Thank you to Shoshana Epsilon and Vint Falken; I'm still amazed that you saw something worthy of display in one of my photos. Thanks to all who went to see the exhibit, and thanks to the artists whose incredible work was on display.

UPDATE: I spoke too soon! It's open until next Wednesday. If you haven't seen it, please do. It's a wonderful collection of art.

UPDATE #2: The first exhibit is over, but the call is out for images for the next one... yay! Keep an eye out for more news.

Friday, November 02, 2007

Not a happy camper

As I write, traffic is still taken into consideration as a measure of popularity or relevance in SL. Unfortunately, this has given rise to attempts to drive up one's traffic rating by means other than offering compelling content and goods.

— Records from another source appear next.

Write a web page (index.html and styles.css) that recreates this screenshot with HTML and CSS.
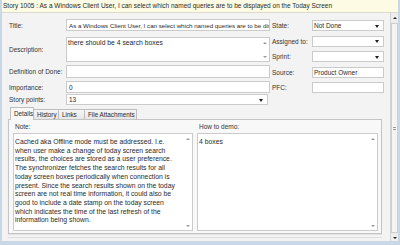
FILE: index.html
```html
<!doctype html>
<html lang="en">
<head>
    <meta charset="UTF-8">
    <title>Story 1005</title>
    <link rel="stylesheet" href="styles.css">
</head>
<body>
<div class="window">
    <div class="caption">Story 1005 : As a Windows Client User, I can select which named queries are to be displayed on the Today Screen</div>
    <div class="main">
        <div class="content">
            <div class="fields">
                <div class="col-left">
                    <div class="row r-title">
                        <span class="label">Title:</span>
                        <div class="box text">As a Windows Client User, I can select which named queries are to be dis</div>
                    </div>
                    <div class="row r-desc">
                        <span class="label">Description:</span>
                        <div class="box memo">
                            <div class="memo-text">there should be 4 search boxes</div>
                            <div class="arrows"><i class="up"></i><i class="down"></i></div>
                        </div>
                    </div>
                    <div class="row r-dod">
                        <span class="label">Definition of Done:</span>
                        <div class="box text"></div>
                    </div>
                    <div class="row r-imp">
                        <span class="label">Importance:</span>
                        <div class="box text">0</div>
                    </div>
                    <div class="row r-sp">
                        <span class="label">Story points:</span>
                        <div class="box text select">13<b class="drop"></b></div>
                    </div>
                </div>
                <div class="col-right">
                    <div class="row">
                        <span class="label">State:</span>
                        <div class="box text select">Not Done<b class="drop"></b></div>
                    </div>
                    <div class="row">
                        <span class="label">Assigned to:</span>
                        <div class="box text select"><b class="drop"></b></div>
                    </div>
                    <div class="row">
                        <span class="label">Sprint:</span>
                        <div class="box text select"><b class="drop"></b></div>
                    </div>
                    <div class="row">
                        <span class="label">Source:</span>
                        <div class="box text">Product Owner</div>
                    </div>
                    <div class="row">
                        <span class="label">PFC:</span>
                        <div class="box text"></div>
                    </div>
                </div>
            </div>

            <div class="tabs">
                <span class="tab tab-details active">Details</span>
                <span class="tab tab-history">History</span>
                <span class="tab tab-links">Links</span>
                <span class="tab tab-files">File Attachments</span>
            </div>
            <div class="panel">
                <span class="plabel">Note:</span>
                <span class="plabel">How to demo:</span>
                <div class="box memo big">
                    <div class="memo-text">Cached aka Offline mode must be addressed. I.e. when user make a change of today screen search results, the choices are stored as a user preference. The synchronizer fetches the search results for all today screen boxes periodically when connection is present. Since the search results shown on the today screen are not real time information, it could also be good to include a date stamp on the today screen which indicates the time of the last refresh of the information being shown.</div>
                    <div class="arrows"><i class="up"></i><i class="down"></i></div>
                </div>
                <div class="box memo big">
                    <div class="memo-text">4 boxes</div>
                    <div class="arrows"><i class="up"></i><i class="down"></i></div>
                </div>
            </div>
        </div>
        <div class="vscroll">
            <i class="sup"></i>
            <div class="thumb"><span class="grip"></span></div>
            <i class="sdown"></i>
        </div>
    </div>
</div>
</body>
</html>
```

FILE: styles.css
```css
* {
    margin: 0;
    padding: 0;
    box-sizing: border-box;
}

body {
    width: 400px;
    height: 245px;
    overflow: hidden;
    font-family: "Liberation Sans", Arial, sans-serif;
    font-size: 6.5px;
    color: #333;
    background: #fff;
}

.window {
    width: 400px;
    height: 245px;
    display: flex;
    flex-direction: column;
    border: 2px solid #c9d7e7;
    border-top: 0;
    border-bottom-width: 4px;
    background: #f3f3f3;
}

.caption {
    height: 13px;
    line-height: 12px;
    padding-left: 1px;
    white-space: nowrap;
    overflow: hidden;
    background: #fdfbe3;
    border-bottom: 1px solid #dcdacb;
    color: #2a2a2a;
}

.main {
    flex: 1;
    display: flex;
    min-height: 0;
}

.content {
    flex: 1;
    display: flex;
    flex-direction: column;
    padding: 6px 6px 7px 6px;
}

/* top form */
.fields {
    display: flex;
    gap: 2px;
    padding-left: 1px;
}

.row {
    display: flex;
    align-items: center;
}

.label {
    flex-shrink: 0;
    white-space: nowrap;
}

.col-left .label {
    width: 57px;
}

.col-left .box {
    width: 204px;
}

.col-right {
    display: flex;
    flex-direction: column;
    gap: 4.5px;
    padding-top: 1px;
}

.col-right .label {
    width: 40px;
}

.col-right .box {
    width: 72px;
    height: 11px;
}

.r-title { margin-bottom: 6px; }
.r-title .box { height: 12px; font-size: 6.2px; }
.r-desc { margin-bottom: 3px; }
.r-desc .box { height: 25px; }
.r-dod { margin-bottom: 3px; }
.r-dod .box { height: 13px; }
.r-imp { margin-bottom: 1px; }
.r-imp .box { height: 12px; }
.r-sp .box { height: 11px; width: 202px; }

.box {
    background: #fff;
    border: 1px solid #cbcbcb;
}

.text {
    position: relative;
    display: flex;
    align-items: center;
    padding-left: 2px;
    white-space: nowrap;
    overflow: hidden;
    color: #2a2a2a;
}

.col-right .text {
    padding-left: 1px;
}

.drop {
    position: absolute;
    right: 4px;
    top: 50%;
    margin-top: -1px;
    border-top: 3px solid #1e1e1e;
    border-left: 2px solid transparent;
    border-right: 2px solid transparent;
}

.memo {
    display: flex;
    font-size: 6.8px;
    line-height: 8.7px;
    color: #2a2a2a;
}

.memo-text {
    flex: 1;
    padding: 1px 2px 0 1px;
}

.memo.big .memo-text {
    padding: 4px 5px 0 1px;
}

.arrows {
    width: 9px;
    display: flex;
    flex-direction: column;
    justify-content: space-between;
    align-items: center;
    padding: 4px 0 3px;
}

.arrows .up {
    border-bottom: 2px solid #9a9a9a;
    border-left: 2px solid transparent;
    border-right: 2px solid transparent;
}

.arrows .down {
    border-top: 2px solid #9a9a9a;
    border-left: 2px solid transparent;
    border-right: 2px solid transparent;
}

/* tabs */
.tabs {
    display: flex;
    align-items: flex-end;
    height: 12px;
    margin-top: 2px;
    padding-left: 2px;
    position: relative;
    z-index: 1;
    font-size: 6.3px;
}

.tab {
    height: 10px;
    line-height: 9px;
    padding-left: 3px;
    white-space: nowrap;
    border: 1px solid #bdbdbd;
    border-bottom: 0;
    border-left: 0;
    background: linear-gradient(#f6f6f6, #e6e6e6);
    color: #2a2a2a;
}

.tab.active {
    height: 13px;
    line-height: 11px;
    margin-bottom: -1px;
    border-left: 1px solid #bdbdbd;
    background: #f8f8f8;
}

.tab-details { width: 24px; }
.tab-history { width: 25px; }
.tab-links { width: 26px; }
.tab-files { width: 52px; }

.panel {
    flex: 1;
    display: grid;
    grid-template-columns: 180px 181px;
    grid-template-rows: 11px 1fr;
    column-gap: 4px;
    margin-right: 2px;
    padding: 2px 3px 2px 4px;
    border: 1px solid #c4c4c4;
    background: #f8f8f8;
    box-shadow: 0 1px 0 #e2e2e2, 0 3px 0 #f3f3f3, 0 4px 0 #dedede;
}

.plabel {
    padding-left: 2px;
    line-height: 10px;
}

/* window scrollbar */
.vscroll {
    width: 8px;
    display: flex;
    flex-direction: column;
    align-items: center;
    border-left: 1px solid #d2d2d2;
    background: #eeeeee;
    padding: 4px 0 2px;
}

.sup {
    border-bottom: 2px solid #222;
    border-left: 2px solid transparent;
    border-right: 2px solid transparent;
}

.sdown {
    border-top: 2px solid #222;
    border-left: 2px solid transparent;
    border-right: 2px solid transparent;
}

.thumb {
    flex: 1;
    width: 7px;
    margin: 4px 0;
    display: flex;
    align-items: center;
    justify-content: center;
    border: 1px solid #cfcfcf;
    background: #f4f4f4;
}

.grip {
    width: 3px;
    height: 3px;
    border-top: 1px solid #999;
    border-bottom: 1px solid #999;
}
```
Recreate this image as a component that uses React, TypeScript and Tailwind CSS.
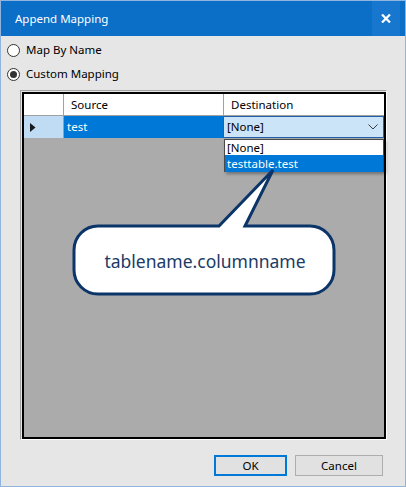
import React from "react";

const uiFont = { fontFamily: '"Noto Sans", "Liberation Sans", sans-serif' };

function Radio({ checked, label }: { checked?: boolean; label: string }) {
  return (
    <div className="flex items-center h-[24px] pl-[6px] gap-[6px]">
      <div className="w-[13px] h-[13px] rounded-full border border-[#333333] bg-white flex items-center justify-center">
        {checked && <div className="w-[7px] h-[7px] rounded-full bg-[#333333]" />}
      </div>
      <span className="text-[11.5px] text-black leading-none">{label}</span>
    </div>
  );
}

function Chevron() {
  return (
    <svg width="10" height="6" viewBox="0 0 10 6" className="block">
      <path d="M0.5 0.5 L5 5 L9.5 0.5" fill="none" stroke="#3c3c3c" strokeWidth="1" />
    </svg>
  );
}

export default function App() {
  return (
    <div
      className="relative w-[406px] h-[487px] flex flex-col bg-[#e6e6e6] border border-[#8fb5df] overflow-hidden"
      style={uiFont}
    >
      {/* Title bar */}
      <div className="h-[35px] flex items-stretch bg-[#0c6fc7] shrink-0">
        <div className="flex-1 flex items-center pl-[14px] text-[11.5px] text-white">Append Mapping</div>
        <div className="w-[28px] mr-[5px] bg-[#1777ce] flex items-center justify-center">
          <svg width="10" height="9" viewBox="0 0 10 9">
            <path d="M1 0.5 L9 8.5 M9 0.5 L1 8.5" stroke="white" strokeWidth="2.2" />
          </svg>
        </div>
      </div>

      {/* Mode options */}
      <div className="pt-[2px] flex flex-col">
        <Radio label="Map By Name" />
        <Radio checked label="Custom Mapping" />
      </div>

      {/* Mapping grid */}
      <div className="mt-[4px] ml-[19px] w-[367px] h-[350px] shrink-0 border border-l-[#a0a0a0] border-t-[#a0a0a0] border-r-white border-b-white pl-[1px] pt-[1px]">
        <div className="relative w-full h-full border-2 border-black bg-[#ababab] flex flex-col">
          {/* Header row */}
          <div className="h-[22px] flex bg-white border-b border-[#a0a0a0] text-[11.5px] text-black">
            <div className="w-[40px] border-r border-[#a0a0a0]" />
            <div className="w-[160px] border-r border-[#a0a0a0] flex items-center pl-[7px]">Source</div>
            <div className="flex-1 flex items-center pl-[7px]">Destination</div>
          </div>
          {/* Data row */}
          <div className="h-[22px] flex text-[11.5px]">
            <div className="w-[40px] bg-[#bfdcf4] border-r border-[#a0a0a0] flex items-center pl-[6px]">
              <svg width="6" height="9" viewBox="0 0 6 9">
                <path d="M0 0 L5.5 4.5 L0 9 Z" fill="#1a1a1a" />
              </svg>
            </div>
            <div className="w-[159px] bg-[#0078d7] text-white flex items-center pl-[3px]">test</div>
            <div className="flex-1 bg-[#cce4f7] border border-[#2260a8] flex items-center justify-between pl-[3px] pr-[5px] text-black">
              <span>[None]</span>
              <Chevron />
            </div>
          </div>
          {/* Open dropdown list */}
          <div className="absolute left-[200px] top-[45px] w-[160px] h-[33px] border border-[#4a4a4a] bg-white text-[11.5px] shadow-[2px_2px_3px_rgba(0,0,0,0.35)] flex flex-col">
            <div className="h-[15px] flex items-center pl-[2px] text-black">[None]</div>
            <div className="flex-1 flex items-center pl-[2px] bg-[#0078d7] text-white">testtable.test</div>
          </div>
        </div>
      </div>

      {/* Buttons */}
      <div className="mt-[15px] flex justify-end gap-[8px] mr-[22px] text-[11.5px] text-black">
        <button className="w-[73px] h-[21px] border-2 border-[#0078d7] bg-[#e1e1e1] flex items-center justify-center">
          OK
        </button>
        <button className="w-[88px] h-[21px] border border-[#adadad] bg-[#e1e1e1] flex items-center justify-center">
          Cancel
        </button>
      </div>

      {/* Callout annotation */}
      <svg
        className="absolute left-[-1px] top-[-1px] pointer-events-none"
        width="406"
        height="487"
        viewBox="0 0 406 487"
      >
        <path
          d="M98 226 L219 226 L273 170 L245 226 L310 226 A24 24 0 0 1 334 250 L334 270 A24 24 0 0 1 310 294 L98 294 A24 24 0 0 1 74 270 L74 250 A24 24 0 0 1 98 226 Z"
          fill="white"
          stroke="#0b3468"
          strokeWidth="3"
          strokeLinejoin="miter"
        />
      </svg>
      <div className="absolute left-[73px] top-[225px] w-[262px] h-[70px] flex items-center justify-center text-[17.5px] text-[#1b3a66] pointer-events-none">
        tablename.columnname
      </div>
    </div>
  );
}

They do this by setting up poseballs so that whoever sits on them is paid a pittance to just sit there (or in a few cases to be animated to scrub the floor, wash a window, or play a guitar). As you know if you've spent much time at all in SL, this is called "camping," and chairs equipped with such poseballs are called "camping chairs."

Camping is a blight on SL; campers consume server resources and increase lag for those who are actually trying to do something.

I've just discovered camping has been set up in a place I visit fairly often. I'm surprised, because it's near a store whose owner is making major advances in the state of the art in the products he sells. A hair vendor whose products I love and buy more of than I really should has also set up camping chairs--those who sit there long enough can get hair... to be fair, I think the equivalent L$/minute is considerably better than the average camping chair.

So... I'm driven to the point of announcing that I will stop doing business with establishments that have camping. It will take many people doing so to be noticed, and even then I think it will really take LL's abandoning traffic as a measure of popularity or relevance to put a stop to it... but I can't implicitly condone camping by rewarding those who cause it.

P.S. I just noticed that this is post #300. Good heavens! Thanks to all of you who've read my meanderings.